Noem Letter To Tribe Proposes 3-Part Checkpoint Removal Plan
Governor Kristi Noem is proposing a three-part plan to the Cheyenne River Tribe to remove checkpoints on US and State highways in reservation boundaries.
Noem says the plan respects tribal sovereignty, federal law and state sovereignty.
In a letter to Chairman Harold Frazier, Governor Noem says she wants the two governments to work cooperatively in addressing COVID-19.
Her plan includes no tribal checkpoints on US and State highways. She says that means no one entering or traveling on those roads will be stopped or impeded. Noem suggests tribal interaction with travelers at checkpoints is unlawful and could increase the risk of spreading the coronavirus.

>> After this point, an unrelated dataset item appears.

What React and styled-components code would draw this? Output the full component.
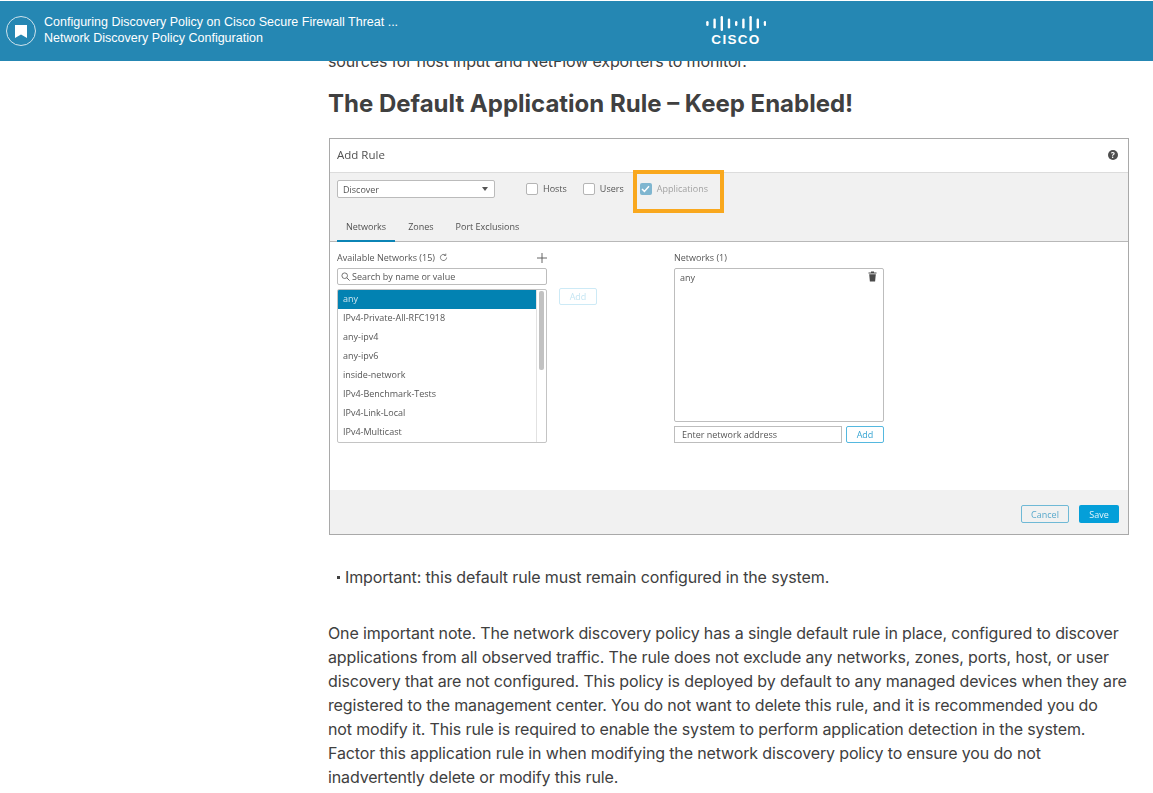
import React from "react";
import styled, { createGlobalStyle } from "styled-components";

const GlobalStyle = createGlobalStyle`
  html, body {
    margin: 0;
    padding: 0;
    background: #fff;
    overflow: hidden;
  }
  body {
    font-family: Inter, "Liberation Sans", sans-serif;
    color: #404040;
  }
`;

const TopBar = styled.header`
  position: fixed;
  top: 1px;
  left: 0;
  right: 0;
  height: 60px;
  background: #2587b3;
  display: flex;
  align-items: center;
  color: #fff;
  z-index: 5;
`;
const BookmarkCircle = styled.div`
  width: 28px;
  height: 28px;
  margin-left: 6px;
  border: 1px solid #cfe3ec;
  border-radius: 50%;
  display: flex;
  align-items: center;
  justify-content: center;
`;
const TopTitles = styled.div`
  margin-left: 8px;
  width: 370px;
  font-family: "Liberation Sans", Arial, sans-serif;
  font-size: 12.5px;
  line-height: 16px;
  padding-bottom: 3px;
`;
const TopTitle = styled.div`
  white-space: nowrap;
`;
const LogoSlot = styled.div`
  position: absolute;
  left: 706px;
  top: 14px;
  width: 60px;
  display: flex;
  flex-direction: column;
  align-items: center;
`;
const LogoWord = styled.div`
  font-family: "Liberation Sans", Arial, sans-serif;
  font-weight: 700;
  font-size: 13.5px;
  line-height: 14px;
  letter-spacing: 1.3px;
  margin-top: 1px;
`;

const Article = styled.main`
  width: 801px;
  margin-left: 328px;
  padding-top: 49px;
`;
const Paragraph = styled.p`
  margin: 0;
  font-size: 16px;
  line-height: 24px;
  letter-spacing: -0.14px;
  color: #404040;
`;
const Heading = styled.h2`
  margin: 7px 0 0;
  font-size: 24px;
  line-height: 48px;
  font-weight: 700;
  color: #404040;
`;
const BulletLine = styled(Paragraph)`
  margin-top: 30px;
  padding-left: 9px;
  display: flex;
  align-items: center;
  gap: 5px;
`;
const BulletMark = styled.span`
  width: 3px;
  height: 3px;
  background: #404040;
  flex: none;
`;
const Note = styled(Paragraph)`
  margin-top: 32px;
`;

const Shot = styled.figure`
  margin: 10px 0 0 1px;
  height: 397px;
  box-sizing: border-box;
  border: 1px solid #a9a9a9;
  display: flex;
  flex-direction: column;
  background: #fff;
  font-family: "Open Sans", Lato, sans-serif;
  font-size: 9px;
  color: #555;
  position: relative;
  filter: blur(0.3px);
`;
const ShotHeader = styled.div`
  height: 34px;
  flex: none;
  box-sizing: border-box;
  padding: 0 10px 2px 7px;
  display: flex;
  align-items: center;
  justify-content: space-between;
  font-size: 11.5px;
  color: #505050;
  border-bottom: 1px solid #dcdcdc;
`;
const HelpDot = styled.span`
  width: 10px;
  height: 10px;
  border-radius: 50%;
  background: #4e4e4e;
  color: #fff;
  font-size: 8px;
  line-height: 10px;
  font-weight: 700;
  text-align: center;
`;
const ShotToolbar = styled.div`
  height: 68px;
  flex: none;
  background: #f1f1f1;
  border-bottom: 1px solid #b8b8b8;
  display: flex;
  flex-direction: column;
  position: relative;
`;
const FilterRow = styled.div`
  padding: 7px 0 0 7px;
  height: 18px;
  display: flex;
  align-items: center;
`;
const SelectBox = styled.div`
  width: 158px;
  height: 18px;
  box-sizing: border-box;
  background: #fff;
  border: 1px solid #bbb;
  border-radius: 2px;
  padding: 0 6px 0 5px;
  margin-right: 31px;
  display: flex;
  align-items: center;
  justify-content: space-between;
`;
const Caret = styled.span`
  width: 0;
  height: 0;
  border-left: 3px solid transparent;
  border-right: 3px solid transparent;
  border-top: 4px solid #555;
`;
const CheckLabel = styled.label`
  display: flex;
  align-items: center;
  gap: 5px;
  margin-right: 16px;
  padding-bottom: 1px;
  color: ${(p) => (p.$muted ? "#a2a2a2" : "#555")};
`;
const CheckBox = styled.span`
  width: 12px;
  height: 12px;
  box-sizing: border-box;
  background: ${(p) => (p.$checked ? "#7fb6d0" : "#fff")};
  border: ${(p) => (p.$checked ? "0" : "1px solid #b5b5b5")};
  border-radius: 2px;
  display: flex;
  align-items: center;
  justify-content: center;
`;
const Highlight = styled.div`
  position: absolute;
  left: 303px;
  top: -3px;
  width: 91px;
  height: 43px;
  box-sizing: border-box;
  border: 4px solid #f9a81e;
`;
const Tabs = styled.div`
  margin-top: 18px;
  padding-left: 7px;
  display: flex;
  align-self: stretch;
  flex: 1;
`;
const Tab = styled.div`
  padding: 0 9px 3px;
  margin-right: 4px;
  display: flex;
  align-items: center;
  border-bottom: 2px solid ${(p) => (p.$active ? "#0b84b5" : "transparent")};
  margin-bottom: -1px;
  color: #505050;
`;

const ShotBody = styled.div`
  flex: 1;
  display: flex;
  padding: 9px 0 0 7px;
`;
const Column = styled.div`
  width: 210px;
  flex: none;
  display: flex;
  flex-direction: column;
`;
const ColumnLabel = styled.div`
  height: 17px;
  box-sizing: border-box;
  padding-bottom: 4px;
  display: flex;
  align-items: center;
  justify-content: space-between;
  line-height: 12px;
`;
const LabelLeft = styled.span`
  display: flex;
  align-items: center;
  gap: 4px;
`;
const SearchBox = styled.div`
  height: 17px;
  box-sizing: border-box;
  border: 1px solid #bdbdbd;
  border-radius: 2px;
  display: flex;
  align-items: center;
  gap: 2px;
  padding: 0 0 1px 3px;
`;
const NetworkList = styled.div`
  margin-top: 4px;
  height: 154px;
  box-sizing: border-box;
  border: 1px solid #c4c4c4;
  border-radius: 2px;
  display: flex;
  overflow: hidden;
`;
const ListRows = styled.div`
  flex: 1;
`;
const ListRow = styled.div`
  height: 19px;
  line-height: 17px;
  padding-left: 5px;
  background: ${(p) => (p.$selected ? "#0282b2" : "transparent")};
  color: ${(p) => (p.$selected ? "#cfe6f0" : "#555")};
`;
const ScrollTrack = styled.div`
  width: 10px;
  flex: none;
  border-left: 1px solid #e2e2e2;
  padding: 1px 2px 0;
  box-sizing: border-box;
`;
const ScrollThumb = styled.div`
  height: 79px;
  background: #c2c2c2;
  border-radius: 2px;
`;
const GhostButton = styled.div`
  width: ${(p) => p.$w || 38}px;
  height: ${(p) => p.$h || 17}px;
  box-sizing: border-box;
  border: 1px solid ${(p) => p.$line || "#55b8df"};
  border-radius: 2px;
  color: ${(p) => p.$ink || "#38a5d2"};
  display: flex;
  align-items: center;
  justify-content: center;
`;
const MiddleGap = styled.div`
  width: 127px;
  flex: none;
  padding: 37px 0 0 12px;
  box-sizing: border-box;
`;
const ChosenBox = styled.div`
  height: 154px;
  box-sizing: border-box;
  border: 1px solid #bdbdbd;
  border-radius: 2px;
  padding: 2px 6px 3px 5px;
  display: flex;
  justify-content: space-between;
`;
const AddressRow = styled.div`
  margin-top: 4px;
  display: flex;
  justify-content: space-between;
`;
const AddressInput = styled.div`
  width: 168px;
  height: 17px;
  box-sizing: border-box;
  border: 1px solid #bdbdbd;
  padding-left: 7px;
  display: flex;
  align-items: center;
`;
const ShotFooter = styled.div`
  height: 44px;
  flex: none;
  background: #f1f1f1;
  display: flex;
  align-items: center;
  justify-content: flex-end;
  gap: 10px;
  padding: 4px 9px 0 0;
  box-sizing: border-box;
`;
const SaveButton = styled.div`
  width: 40px;
  height: 18px;
  background: #049fd9;
  border-radius: 2px;
  color: #e6f6fc;
  display: flex;
  align-items: center;
  justify-content: center;
`;

const networks = [
  "any",
  "IPv4-Private-All-RFC1918",
  "any-ipv4",
  "any-ipv6",
  "inside-network",
  "IPv4-Benchmark-Tests",
  "IPv4-Link-Local",
  "IPv4-Multicast",
];

const ciscoBars = [5, 10, 15, 10, 5, 10, 15, 10, 5];

function CiscoBars() {
  return (
    <svg width="60" height="17" viewBox="0 0 60 17">
      {ciscoBars.map((h, i) => (
        <rect
          key={i}
          x={i * 7.2 + 0.2}
          y={(17 - h) / 2}
          width="2.4"
          height={h}
          rx="1.2"
          fill="#fff"
        />
      ))}
    </svg>
  );
}

export default function App() {
  return (
    <>
      <GlobalStyle />
      <TopBar>
        <BookmarkCircle>
          <svg width="12" height="13" viewBox="0 0 12 13">
            <path d="M0 0h12v13L6 9.5 0 13z" fill="#fff" />
          </svg>
        </BookmarkCircle>
        <TopTitles>
          <TopTitle>
            Configuring Discovery Policy on Cisco Secure Firewall Threat ...
          </TopTitle>
          <TopTitle>Network Discovery Policy Configuration</TopTitle>
        </TopTitles>
        <LogoSlot>
          <CiscoBars />
          <LogoWord>CISCO</LogoWord>
        </LogoSlot>
      </TopBar>

      <Article>
        <Paragraph>
          sources for host input and NetFlow exporters to monitor.
        </Paragraph>
        <Heading>The Default Application Rule – Keep Enabled!</Heading>

        <Shot>
          <ShotHeader>
            Add Rule
            <HelpDot>?</HelpDot>
          </ShotHeader>
          <ShotToolbar>
            <FilterRow>
              <SelectBox>
                Discover
                <Caret />
              </SelectBox>
              <CheckLabel>
                <CheckBox />
                Hosts
              </CheckLabel>
              <CheckLabel>
                <CheckBox />
                Users
              </CheckLabel>
              <CheckLabel $muted>
                <CheckBox $checked>
                  <svg width="9" height="8" viewBox="0 0 9 8">
                    <path
                      d="M1 4l2.4 2.4L8 1.2"
                      fill="none"
                      stroke="#fff"
                      strokeWidth="1.5"
                    />
                  </svg>
                </CheckBox>
                Applications
              </CheckLabel>
            </FilterRow>
            <Highlight />
            <Tabs>
              <Tab $active>Networks</Tab>
              <Tab>Zones</Tab>
              <Tab>Port Exclusions</Tab>
            </Tabs>
          </ShotToolbar>

          <ShotBody>
            <Column>
              <ColumnLabel>
                <LabelLeft>
                  Available Networks (15)
                  <svg width="9" height="9" viewBox="0 0 9 9">
                    <path
                      d="M7.6 4.5a3.1 3.1 0 1 1-1-2.3M6.8 0.6v1.9H4.9"
                      fill="none"
                      stroke="#666"
                      strokeWidth="0.8"
                    />
                  </svg>
                </LabelLeft>
                <svg width="10" height="10" viewBox="0 0 10 10">
                  <path d="M5 0v10M0 5h10" stroke="#555" strokeWidth="0.9" />
                </svg>
              </ColumnLabel>
              <SearchBox>
                <svg width="9" height="9" viewBox="0 0 9 9">
                  <circle cx="3.7" cy="3.7" r="2.8" fill="none" stroke="#666" strokeWidth="0.9" />
                  <path d="M5.8 5.8L8.6 8.6" stroke="#666" strokeWidth="1" />
                </svg>
                Search by name or value
              </SearchBox>
              <NetworkList>
                <ListRows>
                  {networks.map((name, i) => (
                    <ListRow key={name} $selected={i === 0}>
                      {name}
                    </ListRow>
                  ))}
                </ListRows>
                <ScrollTrack>
                  <ScrollThumb />
                </ScrollTrack>
              </NetworkList>
            </Column>

            <MiddleGap>
              <GhostButton $line="#cdeaf6" $ink="#c6e6f3">
                Add
              </GhostButton>
            </MiddleGap>

            <Column>
              <ColumnLabel>Networks (1)</ColumnLabel>
              <ChosenBox>
                any
                <svg width="9" height="11" viewBox="0 0 9 11">
                  <path d="M0.5 1.6h8v1H0.5zM3 0.4h3v1H3z" fill="#4a4a4a" />
                  <path d="M1.2 3.2h6.6l-0.7 7.4H1.9z" fill="#4a4a4a" />
                </svg>
              </ChosenBox>
              <AddressRow>
                <AddressInput>Enter network address</AddressInput>
                <GhostButton>Add</GhostButton>
              </AddressRow>
            </Column>
          </ShotBody>

          <ShotFooter>
            <GhostButton $w={48} $h={18} $line="#6fb9d6" $ink="#5aa9cc">
              Cancel
            </GhostButton>
            <SaveButton>Save</SaveButton>
          </ShotFooter>
        </Shot>

        <BulletLine>
          <BulletMark />
          Important: this default rule must remain configured in the system.
        </BulletLine>

        <Note>
          One important note. The network discovery policy has a single default
          rule in place, configured to discover applications from all observed
          traffic. The rule does not exclude any networks, zones, ports, host,
          or user discovery that are not configured. This policy is deployed by
          default to any managed devices when they are registered to the
          management center. You do not want to delete this rule, and it is
          recommended you do
          <br />
          not modify it. This rule is required to enable the system to perform
          application detection in the system.
          <br />
          Factor this application rule in when modifying the network discovery
          policy to ensure you do not
          <br />
          inadvertently delete or modify this rule.
        </Note>
      </Article>
    </>
  );
}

She further suggests the tribes set up checkpoints on BIA and tribal roads. Meaning, anyone turning off a US or state highway could be subject to a tribal checkpoint. Noem asks that if checkpoints exist on BIA roads that the tribe makes reasonable accommodations for the “good of your own people.”
Noem is sending the letters after demanding the checkpoints be removed over a 48-hour timeframe last weekend. The governor said if the checkpoints remained, the state would take the matter to federal court.
The checkpoints are still up, but the governor says a lawsuit is currently not in the works.
However, the governor does say she wants clarification on a jurisdiction issue and who makes the call over checkpoints on state and federal highways.
A 1990 ruling from the Eighth Circuit Court finds that—absent tribal consent—the state does not have jurisdiction on highways within reservation boundaries. Noem declined to comment on that ruling.
“There are several different court decisions at play here in this situation that we have so to comment on one would not be appropriate,” Noem says.
Noem says her office has received complaints that travelers on state and federal highways are being turned around. Chairman Harold Frazier of Cheyenne River denies the governor’s claim.
In a statement, the Cheyenne River Sioux Tribe say they will consider the governor’s proposal.
In the meantime, the tribe wants the state to forward any complaints about the checkpoints to the tribal COVID-19 command center.